De sociale ontwikkeling is door de godsdienst op vele manieren belemmerd, maar zonder godsdienst zouden er geen blijvende moraal en ethiek zijn geweest, geen waardevolle civilisatie. De religie is de moeder geweest van veel niet-religieuze cultuur: de beeldhouwkunst ontstond uit het maken van afgodsbeelden, de architectuur uit het bouwen van tempels, de poëzie uit toverspreuken, de muziek uit de eenvoudige hymnen van verering, de toneelkunst uit het acteren om de hulp der geesten in te roepen en de dans uit de godsdienstige seizoensfeesten.

92:3.7

Maar hoewel wij uw aandacht willen vestigen op het feit dat de religie essentieel is geweest voor de ontwikkeling en het behoud van de civilisatie, moet eveneens worden vermeld dat de natuurlijke godsdienst ook veel heeft bijgedragen aan de verminking en belemmering van dezelfde beschaving die zij in andere opzichten heeft bevorderd en in stand heeft gehouden.
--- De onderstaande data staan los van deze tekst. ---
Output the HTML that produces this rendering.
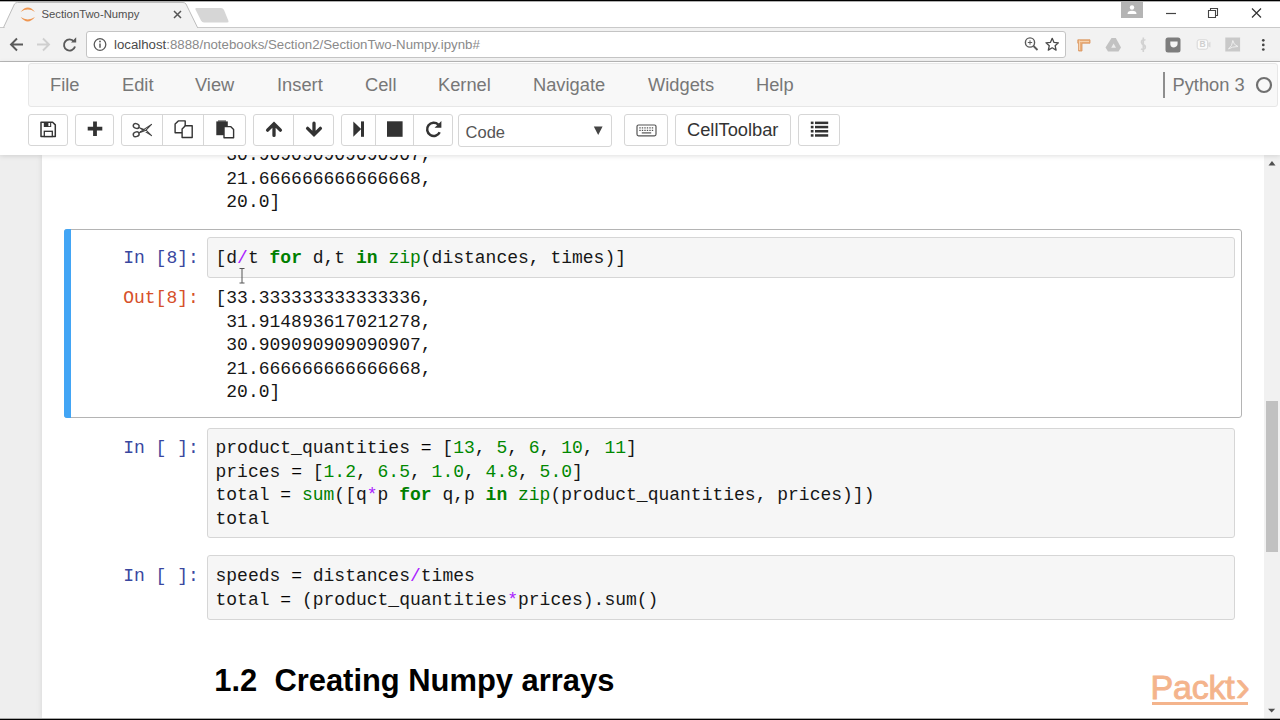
<!DOCTYPE html>
<html lang="en">
<head>
<meta charset="utf-8">
<title>SectionTwo-Numpy</title>
<style>
*{box-sizing:border-box;margin:0;padding:0}
html,body{width:1280px;height:720px;overflow:hidden;background:#fff}
body{position:relative;font-family:"Liberation Sans",Arial,sans-serif;color:#333}
.abs{position:absolute}
#topline{left:0;top:0;width:1280px;height:2px;background:linear-gradient(#000 0,#000 1px,#b0b0b0 1px,#b0b0b0 2px)}
#botline{left:0;top:718px;width:1280px;height:2px;background:linear-gradient(#a8a8a8 0,#a8a8a8 1px,#000 1px,#000 2px)}
#tabstrip{left:0;top:2px;width:1280px;height:25px;background:#fff}
#chrometb{left:0;top:27px;width:1280px;height:35px;background:#f2f2f2;border-top:1px solid #c9c9c9;border-bottom:1px solid #b9b9b9}
#urlbox{left:86px;top:31px;width:980px;height:27px;background:#fff;border:1px solid #c4c4c4;border-radius:3px}
#urltext{left:114px;top:36px;font-size:13.25px;line-height:17px;color:#8a8a8a;white-space:nowrap;letter-spacing:0}
#urltext b{font-weight:normal;color:#4a4a4a}
#tabtitle{left:41.5px;top:7px;font-size:11.3px;line-height:15px;color:#4f4f4f;white-space:nowrap}
/* page */
#site{left:0;top:155px;width:1264px;height:563px;background:#eee}
#nb{left:42px;top:155px;width:1222px;height:563px;background:#fff;box-shadow:0 0 6px rgba(0,0,0,.10)}
#header{left:0;top:62px;width:1280px;height:93px;background:#fff;box-shadow:0 1px 5px rgba(0,0,0,.13)}
#menubar{left:28px;top:63px;width:1250px;height:44px;background:#f8f8f8;border:1px solid #e7e7e7;border-radius:3px}
.mi{position:absolute;top:74px;font-size:18.3px;line-height:22px;color:#777;white-space:nowrap}
.btn{position:absolute;top:114px;height:32px;background:#fff;border:1px solid #d6d6d6;border-radius:3px}
.sep{position:absolute;top:0;width:1px;height:30px;background:#d6d6d6}
.ico{position:absolute}
/* scrollbar */
#sbar{left:1264px;top:155px;width:16px;height:563px;background:#f1f1f1}
#sthumb{left:1266px;top:401px;width:12px;height:151px;background:#c1c1c1}
/* cells */
.mono{font-family:"Liberation Mono","DejaVu Sans Mono",monospace;font-size:18px;line-height:23.5px;white-space:pre;color:#161616}
.inarea{position:absolute;left:207px;width:1028px;background:#f6f6f6;border:1px solid #d6d6d6;border-radius:3px}
.prompt{position:absolute;left:123.2px}
.pin{color:#3a479f}
.pout{color:#d6502a}
.code{position:absolute;left:215.5px}
.k{color:#008000;font-weight:bold}
.b{color:#008000}
.n{color:#080}
.o{color:#aa22ff}
.e{color:#000}
#selcell{left:64px;top:229px;width:1178px;height:189px;border:1px solid #b4b4b4;border-radius:3px;background:#fff}
#selbar{left:64px;top:229px;width:7px;height:189px;background:#42a5f5;border-radius:3px 0 0 3px}
#h2{left:214.3px;top:662.5px;font-size:30.9px;line-height:36px;font-weight:bold;color:#000;white-space:pre}
#packt{left:1150.5px;top:667px;font-size:34px;line-height:40px;color:#f4b48c;white-space:nowrap;letter-spacing:-0.2px;-webkit-text-stroke:0.9px #f4b48c}
#packt i{font-style:normal;position:absolute;left:85px;top:-1px;font-size:44px;-webkit-text-stroke:0.6px #f4b48c}
#packtline{left:1152px;top:702px;width:96px;height:3px;background:#f4b48c}
</style>
</head>
<body>
<!-- browser chrome -->
<div id="tabstrip" class="abs"></div>
<div id="chrometb" class="abs"></div>
<svg class="abs" style="left:0;top:0" width="1280" height="62" viewBox="0 0 1280 62">
  <!-- active tab -->
  <path d="M3.5 27.5 L14.5 4 Q15.5 2.5 17.5 2.5 L183 2.5 Q185 2.5 186 4 L197.5 27.5 Z" fill="#f2f2f2" stroke="#bdbdbd" stroke-width="1"/>
  <rect x="4.5" y="27" width="192.5" height="1.4" fill="#f2f2f2"/>
  <!-- new tab button -->
  <path d="M196 8 L221 8 Q223 8 224 10 L228.5 21 Q229 22.5 227 22.5 L204 22.5 Q202 22.5 201 20.5 L195.5 9.5 Q195 8 196 8 Z" fill="#d6d6d6"/>
  <!-- favicon -->
  <path d="M20.600 11.900 Q27.800 3 35 11.900 Q27.800 7 20.600 11.900 Z" fill="#ef9650"/>
  <path d="M20.600 17 Q27.800 21.900 35 17 Q27.800 25.900 20.600 17 Z" fill="#ef9650"/>
  <!-- tab close -->
  <path d="M174 11 L181 18 M181 11 L174 18" stroke="#555" stroke-width="1.5" fill="none"/>
  <!-- back -->
  <path d="M23 44.5 H11.5 M17 38.5 L11 44.5 L17 50.5" stroke="#5a5a5a" stroke-width="1.9" fill="none"/>
  <!-- forward -->
  <path d="M37 44.5 H48.5 M43 38.5 L49 44.5 L43 50.5" stroke="#cfcfcf" stroke-width="1.9" fill="none"/>
  <!-- reload -->
  <path d="M74 41.5 A5.6 5.6 0 1 0 75 46.5" stroke="#5a5a5a" stroke-width="1.9" fill="none"/>
  <path d="M71 42.5 L76.2 42.5 L76.2 37.3 Z" fill="#5a5a5a"/>
  <!-- window controls -->
  <rect x="1121" y="2" width="22" height="16" fill="#b4b4b4"/>
  <circle cx="1132" cy="7.5" r="2.2" fill="#fff"/>
  <path d="M1127.5 14 Q1127.5 10.8 1132 10.8 Q1136.500 10.8 1136.5 14 Z" fill="#fff"/>
  <path d="M1166 13.500 H1176" stroke="#444" stroke-width="1.2"/>
  <path d="M1208.500 10.500 H1215.500 V17.500 H1208.500 Z M1210.500 10.500 V8.500 H1217.500 V15.500 H1215.500" stroke="#444" stroke-width="1.1" fill="none"/>
  <path d="M1252 8.500 L1261 17.500 M1261 8.500 L1252 17.500" stroke="#333" stroke-width="1.2" fill="none"/>
</svg>
<div id="tabtitle" class="abs">SectionTwo-Numpy</div>
<div id="urlbox" class="abs"></div>
<div id="urltext" class="abs"><b>localhost</b>:8888/notebooks/Section2/SectionTwo-Numpy.ipynb#</div>
<svg class="abs" style="left:0;top:28px" width="1280" height="34" viewBox="0 28 1280 34">
  <!-- info icon -->
  <circle cx="100" cy="44.500" r="5.800" fill="none" stroke="#5a5a5a" stroke-width="1.300"/>
  <path d="M100 43.500 V47.800" stroke="#5a5a5a" stroke-width="1.500"/>
  <circle cx="100" cy="41.500" r="0.900" fill="#5a5a5a"/>
  <!-- zoom icon -->
  <circle cx="1030" cy="42.500" r="4.600" fill="none" stroke="#5a5a5a" stroke-width="1.400"/>
  <path d="M1033.500 46 L1037.500 50" stroke="#5a5a5a" stroke-width="1.800"/>
  <path d="M1027.800 42.500 H1032.200 M1030 40.300 V44.700" stroke="#5a5a5a" stroke-width="1"/>
  <!-- star -->
  <path d="M1052.200 38.300 L1054 42.400 L1058.400 42.800 L1055.100 45.700 L1056.100 50.100 L1052.200 47.800 L1048.300 50.100 L1049.300 45.700 L1046 42.800 L1050.400 42.400 Z" fill="none" stroke="#4a4a4a" stroke-width="1.300" stroke-linejoin="round"/>
  <!-- extensions -->
  <path d="M1077.800 39.800 H1090 V43.200 H1082 V51 H1078.600 V43.200 H1077.800 Z" fill="#eab07c" stroke="#d9935a" stroke-width="0.800"/>
  <path d="M1079.500 40.500 V50 M1080 41.500 H1089" stroke="#f6d3b0" stroke-width="1" fill="none"/>
  <path d="M1111.500 38 L1115.800 38 L1121 47.500 L1118.500 51.500 L1108 51.500 L1105.500 47.500 Z" fill="#c2c2c2"/>
  <path d="M1113.600 43.500 L1116 47.800 L1111.200 47.800 Z" fill="#ececec"/>
  <path d="M1145.500 40 Q1141 39 1141.500 42.500 Q1142 44.500 1144 45 Q1146 46 1145 48.500 Q1143.500 50 1141 49 M1143.300 37.500 V52" stroke="#d2d2d2" stroke-width="1.600" fill="none"/>
  <rect x="1165.500" y="37.500" width="15" height="15" rx="2.500" fill="#7d7d7d"/>
  <path d="M1170.300 41.500 H1177.600 V44 Q1177.200 47.200 1173 47.500 Q1170.300 46.800 1170.300 44.500 Z" fill="#f4f4f4"/>
  <rect x="1197.200" y="39.800" width="10.500" height="9.400" rx="2" fill="#fbfbfb" stroke="#d6d6d6" stroke-width="1"/>
  <path d="M1208.200 43 L1210.500 41.700 V47.600 L1208.200 46.300 Z" fill="#dcdcdc"/>
  <rect x="1225.300" y="37.500" width="14.800" height="14" fill="#c9c9c9"/>
  <path d="M1228.500 49 Q1232.500 46 1232.800 40.500 Q1233.500 45 1238 46.500 Q1232 46.500 1228.500 49 Z" fill="none" stroke="#eeeeee" stroke-width="1"/>
  <circle cx="1263.300" cy="40.300" r="1.350" fill="#444"/>
  <circle cx="1263.300" cy="44.900" r="1.350" fill="#444"/>
  <circle cx="1263.300" cy="49.500" r="1.350" fill="#444"/>
</svg>
<div class="abs" style="left:1199.600px;top:39.300px;font-size:8.500px;line-height:11px;font-weight:bold;color:#cfcfcf">B</div>

<!-- page -->
<div id="site" class="abs"></div>
<div id="nb" class="abs"></div>
<div id="sbar" class="abs"></div>
<div id="sthumb" class="abs"></div>
<svg class="abs" style="left:1264px;top:155px" width="16" height="563" viewBox="0 0 16 563">
  <path d="M4.500 10.500 L8 6 L11.500 10.500 Z" fill="#505050"/>
  <path d="M4.100 553.700 L7.650 557.400 L11.200 553.700 Z" fill="#505050"/>
</svg>

<!-- notebook content -->
<div id="content" class="abs" style="left:0;top:0;width:1264px;height:718px;overflow:hidden">
  <div class="mono code" style="top:144.3px"> 30.909090909090907,
 21.666666666666668,
 20.0]</div>

  <div id="selcell" class="abs"></div>
  <div id="selbar" class="abs"></div>
  <div class="inarea" style="top:237px;height:41px"></div>
  <div class="mono prompt pin" style="top:246.8px">In [8]:</div>
  <div class="mono code" style="top:246.8px">[d<span class="o">/</span>t <span class="k">for</span> d,t <span class="k">in</span> <span class="b">zip</span>(distances, times)]</div>
  <div class="mono prompt pout" style="top:287.3px">Out[8]:</div>
  <div class="mono code" style="top:287.3px">[33.333333333333336,
 31.914893617021278,
 30.909090909090907,
 21.666666666666668,
 20.0]</div>

  <div class="inarea" style="top:428px;height:110px"></div>
  <div class="mono prompt pin" style="top:437.0px">In [ ]:</div>
  <div class="mono code" style="top:437.0px">product_quantities <span class="e">=</span> [<span class="n">13</span>, <span class="n">5</span>, <span class="n">6</span>, <span class="n">10</span>, <span class="n">11</span>]
prices <span class="e">=</span> [<span class="n">1.2</span>, <span class="n">6.5</span>, <span class="n">1.0</span>, <span class="n">4.8</span>, <span class="n">5.0</span>]
total <span class="e">=</span> <span class="b">sum</span>([q<span class="o">*</span>p <span class="k">for</span> q,p <span class="k">in</span> <span class="b">zip</span>(product_quantities, prices)])
total</div>

  <div class="inarea" style="top:555px;height:65px"></div>
  <div class="mono prompt pin" style="top:565.2px">In [ ]:</div>
  <div class="mono code" style="top:565.2px">speeds <span class="e">=</span> distances<span class="o">/</span>times
total <span class="e">=</span> (product_quantities<span class="o">*</span>prices).sum()</div>

  <div id="h2" class="abs">1.2  Creating Numpy arrays</div>
</div>

<!-- notebook header -->
<div id="header" class="abs"></div>
<div id="menubar" class="abs"></div>
<div class="mi" style="left:50px">File</div>
<div class="mi" style="left:122px">Edit</div>
<div class="mi" style="left:195px">View</div>
<div class="mi" style="left:277px">Insert</div>
<div class="mi" style="left:365px">Cell</div>
<div class="mi" style="left:438px">Kernel</div>
<div class="mi" style="left:533px">Navigate</div>
<div class="mi" style="left:648px">Widgets</div>
<div class="mi" style="left:756px">Help</div>
<div class="abs" style="left:1163.2px;top:72px;width:1.6px;height:26px;background:#8e8e8e"></div>
<div class="mi" style="left:1172.5px;top:73.6px;color:#777">Python 3</div>
<svg class="abs" style="left:1253.75px;top:74.75px" width="20" height="20" viewBox="0 0 20 20"><circle cx="10" cy="10" r="7" fill="none" stroke="#707070" stroke-width="2.2"/></svg>

<!-- toolbar buttons -->
<div class="btn" style="left:28px;width:40px"></div>
<div class="btn" style="left:75px;width:39px"></div>
<div class="btn" style="left:121px;width:125px"><i class="sep" style="left:40px"></i><i class="sep" style="left:81px"></i></div>
<div class="btn" style="left:253px;width:81px"><i class="sep" style="left:39px"></i></div>
<div class="btn" style="left:341px;width:112px"><i class="sep" style="left:33px"></i><i class="sep" style="left:71px"></i></div>
<div class="btn" style="left:458px;width:154px;height:33px"></div>
<div class="abs" style="left:465.6px;top:120.9px;font-size:16.5px;line-height:22px;color:#555">Code</div>
<div class="btn" style="left:624px;width:44px"></div>
<div class="btn" style="left:675px;width:116px"></div>
<div class="abs" style="left:687px;top:119px;font-size:18.300px;line-height:22px;color:#333">CellToolbar</div>
<div class="btn" style="left:798px;width:42px"></div>

<svg class="abs" style="left:0;top:110px" width="860" height="40" viewBox="0 110 860 40">
  <g fill="#333" stroke="none">
    <!-- save -->
    <path d="M41 122.200 H52.600 L55.300 124.900 V136.500 H41 Z" fill="#fff" stroke="#333" stroke-width="1.500" stroke-linejoin="round"/>
    <rect x="43.800" y="122.200" width="7.400" height="4.800"/>
    <rect x="48.400" y="123" width="1.700" height="3.100" fill="#fff"/>
    <rect x="44.300" y="131.300" width="8" height="5.200" fill="#fff" stroke="#333" stroke-width="1.300"/>
    <!-- plus -->
    <path d="M93.100 121.400 H96.900 V126.800 H102.300 V130.600 H96.900 V136 H93.100 V130.600 H87.700 V126.800 H93.100 Z"/>
    <!-- step forward -->
    <path d="M353.300 121.400 L361.200 129.100 L353.300 136.800 Z"/>
    <rect x="361" y="121.400" width="3" height="15.400"/>
    <!-- stop -->
    <rect x="387" y="121.300" width="15.600" height="15.500"/>
    <!-- list -->
    <rect x="810.800" y="121.600" width="2.700" height="2.500"/><rect x="815" y="121.600" width="13.200" height="2.500"/>
    <rect x="810.800" y="125.800" width="2.700" height="2.500"/><rect x="815" y="125.800" width="13.200" height="2.500"/>
    <rect x="810.800" y="130" width="2.700" height="2.500"/><rect x="815" y="130" width="13.200" height="2.500"/>
    <rect x="810.800" y="134.200" width="2.700" height="2.500"/><rect x="815" y="134.200" width="13.200" height="2.500"/>
    <!-- select arrow -->
    <path d="M593.800 126.500 H602.600 L598.200 135 Z" fill="#444"/>
  </g>
  <!-- arrows -->
  <g fill="none" stroke="#333" stroke-width="3.300" stroke-linejoin="miter" stroke-linecap="round">
    <path d="M274 135.400 V125.500 M267.600 130.200 L274 123.800 L280.400 130.200"/>
    <path d="M314 123.200 V133 M307.600 128.300 L314 134.700 L320.400 128.300"/>
  </g>
  <!-- restart -->
  <path d="M438.300 124.600 A6.600 6.600 0 1 0 439.700 132.200" fill="none" stroke="#333" stroke-width="2.500"/>
  <path d="M434.600 127.800 H441.400 V121 Z" fill="#333"/>
  <!-- scissors -->
  <g fill="none" stroke="#444" stroke-width="1.400">
    <ellipse cx="136.200" cy="126" rx="3" ry="2.300" transform="rotate(22 136.200 126)"/>
    <ellipse cx="136.200" cy="134.300" rx="3" ry="2.300" transform="rotate(-22 136.200 134.300)"/>
    <path d="M138.800 127.400 L151.500 135.600 L146 130.200 Z M138.800 132.900 L151.500 124.400 L146 130.200 Z" stroke-width="1.100" stroke-linejoin="round"/>
  </g>
  <!-- copy -->
  <g fill="#fff" stroke="#333" stroke-width="1.400" stroke-linejoin="round">
    <path d="M178.300 120.900 H185.200 V132.800 H175.100 V124.100 Z"/>
    <path d="M185.300 125.800 H192.200 V137.500 H182.100 V129 Z"/>
  </g>
  <!-- paste -->
  <rect x="216.300" y="121.400" width="11.500" height="13.800" fill="#333"/>
  <rect x="218" y="120.400" width="8" height="1.600" fill="#555"/>
  <path d="M224 126.600 H230.600 L233.600 129.600 V137.700 H224 Z" fill="#fff" stroke="#333" stroke-width="1.400" stroke-linejoin="round"/>
  <!-- keyboard -->
  <rect x="637" y="125" width="19" height="10.800" rx="1.500" fill="none" stroke="#555" stroke-width="1.200"/>
  <path d="M639.300 127.800 H654 M639.300 130.300 H654" stroke="#555" stroke-width="1.200" stroke-dasharray="1.400 1.100"/>
  <path d="M641.800 132.900 H651.200" stroke="#555" stroke-width="1.200"/>
</svg>

<!-- I-beam cursor -->
<svg class="abs" style="left:237px;top:267px" width="10" height="18" viewBox="0 0 10 18"><path d="M2.500 1.500 H7.500 M5 1.500 V16 M2.500 16 H7.500" stroke="#555" stroke-width="1" fill="none"/></svg>

<!-- watermark -->
<div id="packt" class="abs">Packt<i>&rsaquo;</i></div>
<div id="packtline" class="abs"></div>

<div id="topline" class="abs"></div>
<div id="botline" class="abs"></div>
</body>
</html>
De godsdienst is een belemmering geweest voor industriële activiteiten en economische ontwikkeling; zij is verspillend omgegaan met arbeid en heeft kapitalen verkwist; zij is niet altijd een steun voor het gezin geweest, en heeft de vrede en goede wil onvoldoende bevorderd; zij heeft het onderwijs soms veronachtzaamd en de wetenschap tegengehouden, en het leven overmatig verarmd ten behoeve van de zogenaamde verrijking na de dood. De evolutionaire religie, menselijke religie, heeft zich inderdaad schuldig gemaakt aan al deze en nog veel meer fouten, dwalingen en blunders; desondanks heeft zij de culturele ethiek, de geciviliseerde moraliteit en de sociale samenhang gehandhaafd, en heeft zij het voor de latere geopenbaarde religie mogelijk gemaakt deze vele evolutionaire tekortkomingen te compenseren.

92:3.8

De evolutionaire religie is ’s mensen duurste maar verreweg effectiefste instelling geweest. De menselijke godsdienst valt alleen te verdedigen in het licht van de evolutionaire beschaving. Indien de mens niet het opgaande product was van de dierlijke evolutie, zou een dergelijk proces van religieuze ontwikkeling niet te rechtvaardigen zijn.

92:3.9

De godsdienst heeft het bijeenbrengen van kapitaal vergemakkelijkt en heeft bepaalde soorten arbeid bevorderd; omdat de priesters niet behoefden te werken, konden zij zich wijden aan kunst en wetenschap. De mensheid had tenslotte veel gewin van al deze dwalingen in de ethische methoden van de begintijd. De sjamanen, eerlijk en oneerlijk, waren verschrikkelijk duur, maar zij waren alle kosten waard. De geleerde beroepen en de natuurwetenschap zelf zijn uit de parasiterende priesterstand voortgekomen. De religie heeft de beschaving bevorderd en gezorgd voor continuïteit in de samenleving; zij is de morele politiemacht van alle tijden geweest. De religie heeft gezorgd voor die menselijke discipline en zelfbeheersing welke wijsheid mogelijk hebben gemaakt. De religie is de efficiënte roede der evolutie, die het indolente, lijdende mensdom vanuit zijn natuurlijke staat van intellectuele traagheid meedogenloos voorwaarts en opwaarts drijft tot de hogere niveaus van rede en wijsheid.

92:3.10

En dit heilige erfgoed der dierlijke opklimming, de evolutionaire religie, zal altijd gezuiverd en geadeld moeten blijven worden door de voortdurende censuur der geopenbaarde religie en door de vurige oven der echte natuurwetenschap.